I’m not sold on the name, but a rival to the Avanza and Ertiga with a footprint barely bigger than a Sandero has my interest piqued
What is it?
Well, I’ve just said it – a very compact seven-seater in the style of a crossover with minivan aspirations, and did I mention it was the size of a B-Segment hatchback? Also, mine’s rather orange.
How does it look?
Quite pleasant really, no head-turner but super inoffensive and clearly a Renault. It has all the hallmarks and stylistic cues and accents to qualify it to that most popular of French brands, a good thing since they do have history of making good five-door hatches. So very orange.

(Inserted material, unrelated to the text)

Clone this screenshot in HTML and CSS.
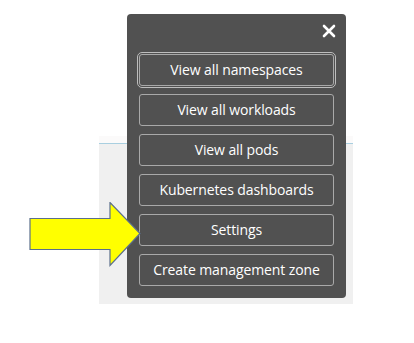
FILE: index.html
```html
<!DOCTYPE html>
<html>
  <head>
    <link rel="stylesheet" href="styles.css">
  </head>
  <body>
    <div class="page">
      <div class="backdrop">
        <div class="backdrop_top"></div>
        <div class="backdrop_body"></div>
      </div>

      <div class="menu">
        <div class="menu_header">
          <button class="close" title="Close">
            <svg width="14" height="14" viewBox="0 0 14 14">
              <path d="M2 2 L12 12 M12 2 L2 12" stroke="#fff" stroke-width="2.6" stroke-linecap="round" fill="none"/>
            </svg>
          </button>
        </div>
        <div class="menu_list">
          <button class="item focused">View all namespaces</button>
          <button class="item">View all workloads</button>
          <button class="item">View all pods</button>
          <button class="item">Kubernetes dashboards</button>
          <button class="item">Settings</button>
          <button class="item">Create management zone</button>
        </div>
      </div>

      <svg class="arrow" width="120" height="70" viewBox="0 0 120 70">
        <polygon points="1,16.5 81,16.5 81,0.5 111,31.5 81,63.5 81,47.5 1,47.5" fill="#ffff00" stroke="#5b6f8c" stroke-width="1.2"/>
      </svg>
    </div>
  </body>
</html>
```

FILE: styles.css
```css
*{
    margin:0;
    padding:0;
    box-sizing:border-box;
}
body{
    background:#fff;
    font-family:"Open Sans", "Noto Sans", sans-serif;
}
.page{
    position:relative;
    width:414px;
    height:343px;
    overflow:hidden;
    padding:136px 0 0 99px;
}
.backdrop{
    width:254px;
    height:168px;
    display:flex;
    flex-direction:column;
}
.backdrop_top{
    height:8px;
    background:#fbfafa;
    border-bottom:1px solid #a9cfe0;
}
.backdrop_body{
    flex:1;
    background:#f0f0f0;
}

.menu{
    position:absolute;
    left:127px;
    top:14px;
    width:219px;
    height:284px;
    background:#515151;
    border-radius:4px;
    padding:0 12px 12px;
}
.menu_header{
    height:40px;
    display:flex;
    justify-content:flex-end;
    align-items:center;
    padding-bottom:6px;
    margin-right:-3px;
}
.close{
    background:none;
    border:none;
    width:16px;
    height:16px;
    display:flex;
    align-items:center;
    justify-content:center;
    cursor:pointer;
}
.menu_list{
    display:flex;
    flex-direction:column;
    gap:8px;
}
.item{
    height:32px;
    width:100%;
    background:#515151;
    border:1px solid #a9a9a9;
    border-radius:3px;
    color:#fff;
    font-family:"Open Sans", "Noto Sans", sans-serif;
    font-size:14px;
    font-weight:500;
    letter-spacing:-0.1px;
    padding-bottom:2px;
    cursor:pointer;
}
.item.focused{
    outline:1px solid #bdbdbd;
    outline-offset:1px;
}
.arrow{
    position:absolute;
    left:28.5px;
    top:201.5px;
}
```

What about living with it?
Again, pleasant rather than pleasing – with my brood of five fitting comfortably across all three rows. Mod-cons are suffice and connectivity is ample, whilst the presence of several airbags made for safe passage. Although, and my concern is shared across all vehicles of this nature, I do worry about the third-row occupants who’s bums are mere centimeters away from the back bumper.
How does it go?
Look, I’m going to be real with you, it’s a buzzy little thing that hardly matches its performance to the noise. Even at the coast I found myself constantly winding up the motor. But then, it is just a humble naturally-aspirated one-litre after all, ticking over at a modest 52kW and 96Nm. I imagine further inland it will lose a considerable amount of the little grunt it only had.
Should you buy one?
If you like the idea of having a tiny seven-seater ala Toyota Avanza, Suzuki Ertiga or Honda BR-V, but don’t enjoy the Uber vibes that come along with those then I can see the Triber being a viable option for you. Triber. Such an odd name. I don’t like it. But don’t let that put you off what is a decent bang-for-buck proposition.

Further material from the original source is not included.